Validity of the Property Transfer
The court further analyzed the validity of the real estate transfer to Wagner Realty Corporation. It established that a deed conveying real property is presumed valid unless there is clear evidence of fraud or misconduct associated with the transfer. The appellant argued that the corporation lacked the capacity to accept the property due to procedural deficiencies in its formation. However, the court rejected this assertion, noting that the issuance of the certificate of incorporation provided conclusive evidence of the corporation's existence. The court emphasized that Wagner did not challenge the validity of the deed on the grounds typically required to void such a transfer, and thus his claims were insufficient. The court concluded that the deed transferring the Pierce Street property to the corporation was valid, reinforcing the children’s claim to the property as part of their inheritance from their father.
Conclusion
In conclusion, the Supreme Court of Pennsylvania upheld the chancellor's decision in favor of Wagner's children, affirming that a valid gift of the corporation and its assets had been made.

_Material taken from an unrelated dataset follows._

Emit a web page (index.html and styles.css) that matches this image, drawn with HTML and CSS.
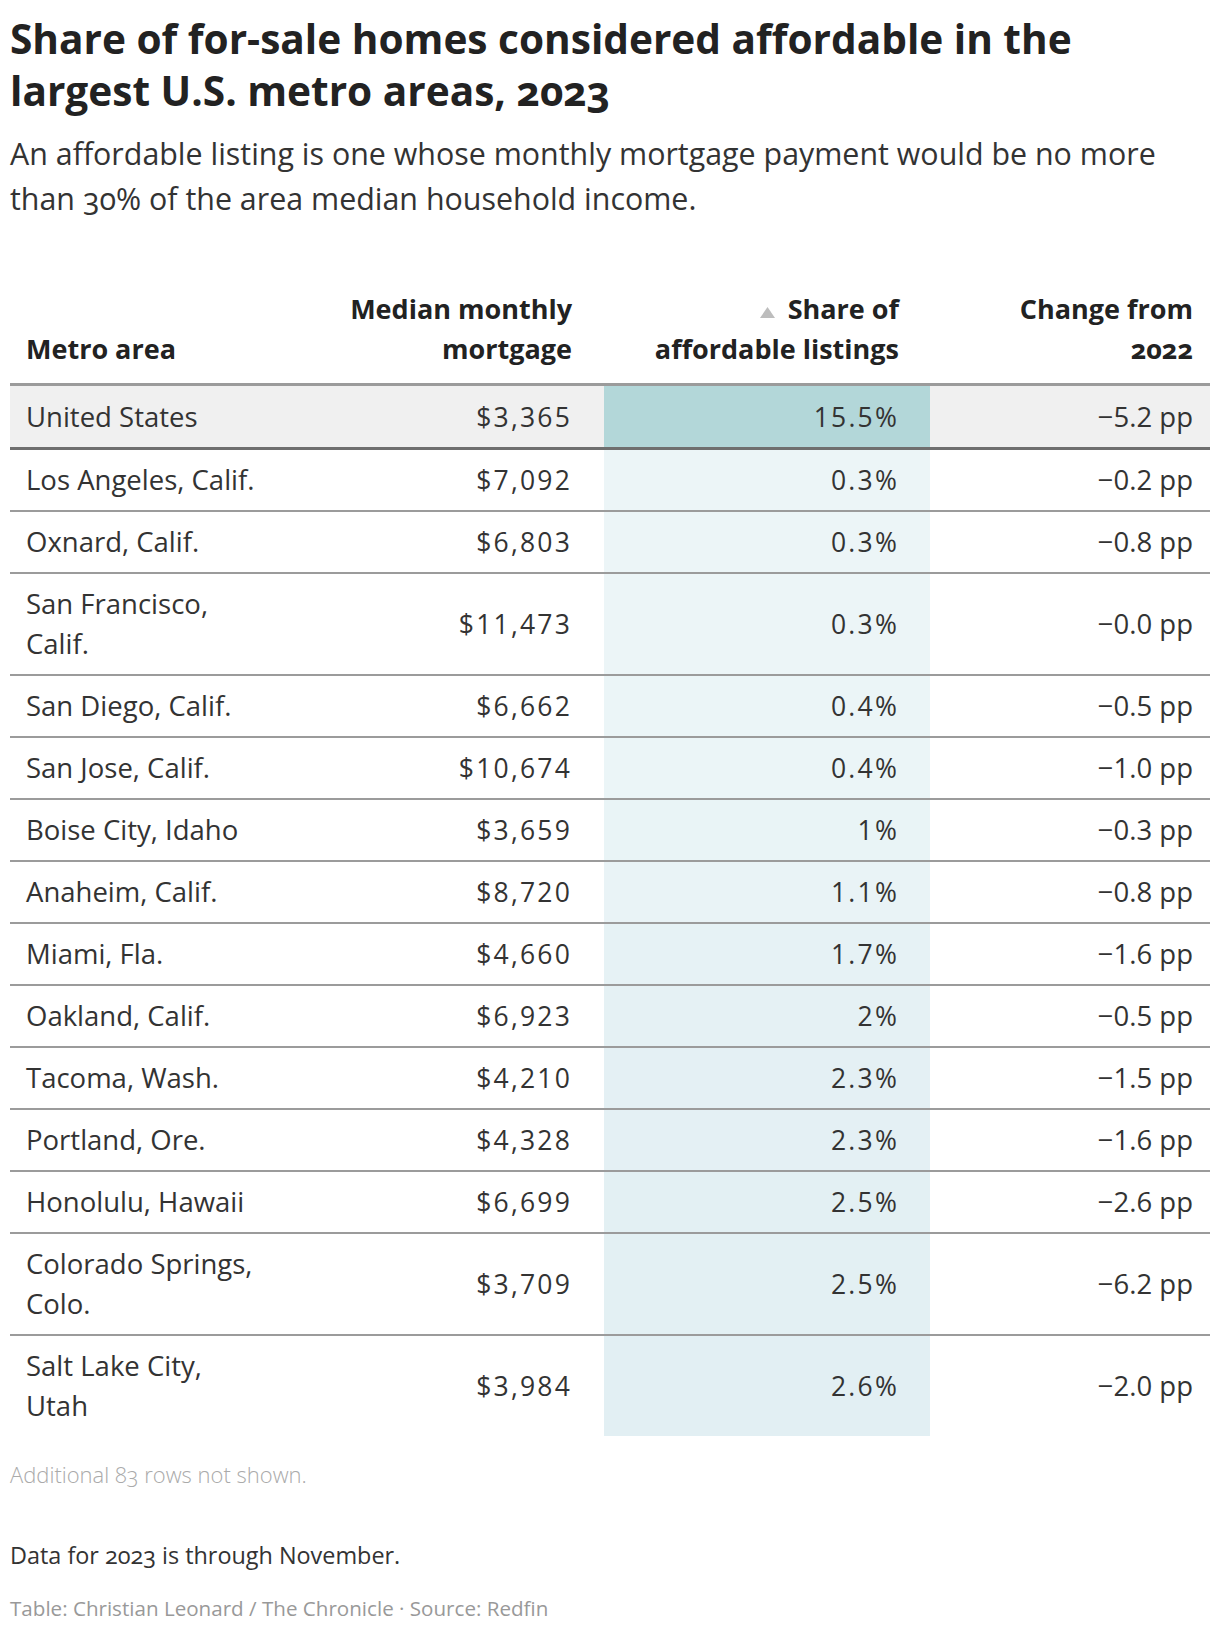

The court reasoned that sufficient evidence supported the donative intent, delivery, and acceptance required for a valid gift. The testimonies from the children, combined with the actions taken regarding the corporate stock and real estate, led to the determination that Wagner had effectively transferred ownership to his children. The court's ruling emphasized the importance of familial relationships in determining donative intent and the formalities surrounding the gift of corporate stock and real estate. As a result, the court dismissed Wagner's claims and affirmed the ownership of Wagner Realty Corporation and the Pierce Street property as belonging to his children in equal shares.